For Matt Crenson, what makes Baltimore Bawlmer is "the strength and independence of its neighborhoods."
What makes Baltimore Baltimore? "It's big but it feels small," Frank Shivers says. That makes it a comfortable place to live; a place where there is a sense of loyalty and friends endure."
Will The Idea
"I don't think cities will ever become obsolete," says
political science professor Matt Crenson. "Every time we predict
they will, we discover some other use for them. There is
something absolutely essential about cities. I've looked at
cities more as vehicles than objects. They are a kind of prism in
which every different kind of human activity--art, literature,
politics, economics--gets concentrated."
For Crenson, the city, and Baltimore in particular, will continue to be a living entity, even in the face of sprawling suburbs and communication boons like the Internet.
"Cities are indispensable.
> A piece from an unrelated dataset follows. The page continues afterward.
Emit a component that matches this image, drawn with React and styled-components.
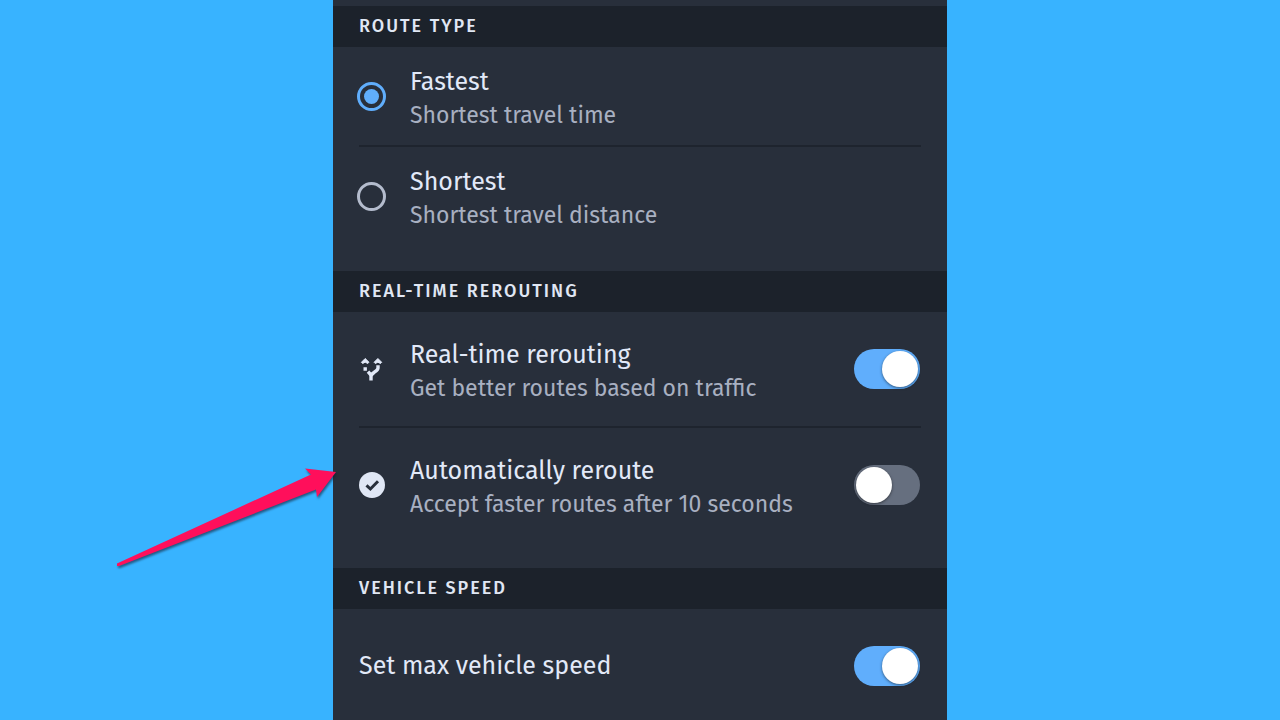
import React, { useState } from 'react';
import styled, { createGlobalStyle } from 'styled-components';

//STYLED COMPONENTS

const GlobalStyle = createGlobalStyle`
	* {
		box-sizing: border-box;
	}
	body {
		margin: 0;
		background: #38b3ff;
		font-family: "Fira Sans", "Noto Sans", "Open Sans", sans-serif;
	}
`;
const Page = styled.main`
	height: 100vh;
	display: flex;
	justify-content: center;
	overflow: hidden;
`;
const Panel = styled.div`
	position: relative;
	width: 100%;
	max-width: 614px;
	padding-top: 6px;
	background: #282f3b;
`;
const Section = styled.section`
	padding-bottom: 26px;
`;
const SectionTitle = styled.h2`
	margin: 0;
	padding: 0 26px;
	background: #1c222b;
	color: #e0e7f4;
	font-size: 18px;
	font-weight: 500;
	line-height: 41px;
	letter-spacing: 2px;
	text-transform: uppercase;
`;
const Row = styled.label`
	display: flex;
	align-items: center;
	gap: 24px;
	min-height: ${(props) => (props.$tall ? '114px' : '98px')};
	padding: 0 27px 0 ${(props) => (props.$plain ? '26px' : '24px')};
	cursor: pointer;
`;
const Divider = styled.hr`
	height: 2px;
	margin: 0 26px;
	border: 0;
	background: #1e242e;
`;
const IconSlot = styled.span`
	display: flex;
	justify-content: center;
	flex: 0 0 29px;
`;
const RowText = styled.span`
	flex: 1;
	display: flex;
	flex-direction: column;
	white-space: nowrap;
`;
const RowTitle = styled.span`
	color: #e2e9f8;
	font-size: 25px;
	line-height: 38px;
`;
const RowHint = styled.span`
	color: #a8b0c1;
	font-size: 23px;
	line-height: 28px;
`;
const Radio = styled.input`
	appearance: none;
	flex: 0 0 29px;
	height: 29px;
	margin: 0;
	display: grid;
	place-items: center;
	border: 3px solid #b4bccd;
	border-radius: 50%;

	&:checked {
		border-color: #60aefc;
	}
	&:checked::before {
		content: '';
		width: 15px;
		height: 15px;
		border-radius: 50%;
		background: #60aefc;
	}
`;
const Switch = styled.input`
	appearance: none;
	flex: 0 0 66px;
	height: 40px;
	margin: 0;
	padding: 2px;
	display: flex;
	align-items: center;
	border-radius: 20px;
	background: #666f7f;

	&::before {
		content: '';
		width: 36px;
		height: 36px;
		border-radius: 50%;
		background: #fff;
		box-shadow: 0 1px 3px rgba(0, 0, 0, 0.5);
	}
	&:checked {
		justify-content: flex-end;
		background: #60aefc;
	}
`;
const Arrow = styled.svg`
	position: absolute;
	top: 460px;
	left: -223px;
	pointer-events: none;
	filter: drop-shadow(1px 2px 1px rgba(20, 30, 50, 0.6));
`;

const RerouteIcon = () => (
	<svg width="24" height="24" viewBox="0 0 24 24" fill="none" stroke="#e2e9f8" aria-hidden="true">
		<g fill="#e2e9f8" strokeWidth="1" strokeLinejoin="round">
			<path d="M5.200 1.500 9 5.300 7.800 6.500 5.200 5.200 2.600 6.500 1.400 5.300z" />
			<path d="M17.900 1.500l3.800 3.800-1.200 1.200-2.600-1.300-2.600 1.300-1.200-1.200z" />
		</g>
		<path d="M5.200 10.300v3.400M8 14.700l3 3.300" strokeWidth="3.400" />
		<path d="M18 8.300V11c0 2-2.200 3.200-4 4.500-1.800 1.200-3 2.300-3 4V23.500" strokeWidth="3.400" />
	</svg>
);

const CheckIcon = () => (
	<svg width="26" height="26" viewBox="0 0 26 26" fill="none" aria-hidden="true">
		<circle cx="13" cy="13" r="13" fill="#e0e7f5" />
		<path d="m7.500 13.300 3.900 3.700L19 9.300" stroke="#282f3b" strokeWidth="3" />
	</svg>
);

function App (){
	const [ routeType, setRouteType ] = useState('fastest');
	const [ realTime, setRealTime ] = useState(true);
	const [ autoReroute, setAutoReroute ] = useState(false);
	const [ maxSpeed, setMaxSpeed ] = useState(true);

	return (
		<Page>
			<GlobalStyle />
			<Panel>
				<Section>
					<SectionTitle>Route type</SectionTitle>
					<Row>
						<Radio
							type="radio"
							name="routeType"
							checked={routeType === 'fastest'}
							onChange={() => setRouteType('fastest')}
						/>
						<RowText>
							<RowTitle>Fastest</RowTitle>
							<RowHint>Shortest travel time</RowHint>
						</RowText>
					</Row>
					<Divider />
					<Row>
						<Radio
							type="radio"
							name="routeType"
							checked={routeType === 'shortest'}
							onChange={() => setRouteType('shortest')}
						/>
						<RowText>
							<RowTitle>Shortest</RowTitle>
							<RowHint>Shortest travel distance</RowHint>
						</RowText>
					</Row>
				</Section>
				<Section>
					<SectionTitle>Real-time rerouting</SectionTitle>
					<Row $tall>
						<IconSlot>
							<RerouteIcon />
						</IconSlot>
						<RowText>
							<RowTitle>Real-time rerouting</RowTitle>
							<RowHint>Get better routes based on traffic</RowHint>
						</RowText>
						<Switch
							type="checkbox"
							role="switch"
							checked={realTime}
							onChange={(e) => setRealTime(e.target.checked)}
						/>
					</Row>
					<Divider />
					<Row $tall>
						<IconSlot>
							<CheckIcon />
						</IconSlot>
						<RowText>
							<RowTitle>Automatically reroute</RowTitle>
							<RowHint>Accept faster routes after 10 seconds</RowHint>
						</RowText>
						<Switch
							type="checkbox"
							role="switch"
							checked={autoReroute}
							onChange={(e) => setAutoReroute(e.target.checked)}
						/>
					</Row>
				</Section>
				<Section>
					<SectionTitle>Vehicle speed</SectionTitle>
					<Row $tall $plain>
						<RowText>
							<RowTitle>Set max vehicle speed</RowTitle>
						</RowText>
						<Switch
							type="checkbox"
							role="switch"
							checked={maxSpeed}
							onChange={(e) => setMaxSpeed(e.target.checked)}
						/>
					</Row>
				</Section>
				<Arrow width="230" height="112" viewBox="0 0 230 112" aria-hidden="true">
					<path
						d="M7 103.500 201 14.500 195 8.500 226 12 207 37 206 29.500 9 106 7 106z"
						fill="#ff0f5b"
					/>
				</Arrow>
			</Panel>
		</Page>
	);
}
export default App;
Even an information intensive society depends on some kinds of interactions. You can't carry on everything over the Internet," Crenson emphasizes.
"Even when we try to escape to the suburbs, eventually they become urbanized. New cities are being created in new forms; some have been called 'edge cities'. There is still a density there. The one thing that's missing in these 'edge cities' is political engagement. Consequently, the idea of citizenship has evaporated. How can it be revitalized?" Crenson asks. "I haven't been able to answer that question."
Crenson says political engagement was a favorite recreational device of the 19th century. Political organizations sponsored rallies and picnics. The organizations were kept alive by "hard, material incentives."
"Today there are so many alternate forms of recreation. In the 19th century there was no TV, no professional sports; politics was the only game in town," Crenson says.
If citizenship ain't what it used to be, what will happen to cities?
"We're not going to be like Rome," Crenson says. "Grass will not grow in the streets. There will be new enterprises, new industries, some of which we haven't even dreamed of yet. Baltimore will become more attractive because the sun-belt cities will start to age. No one will want to rebuild them."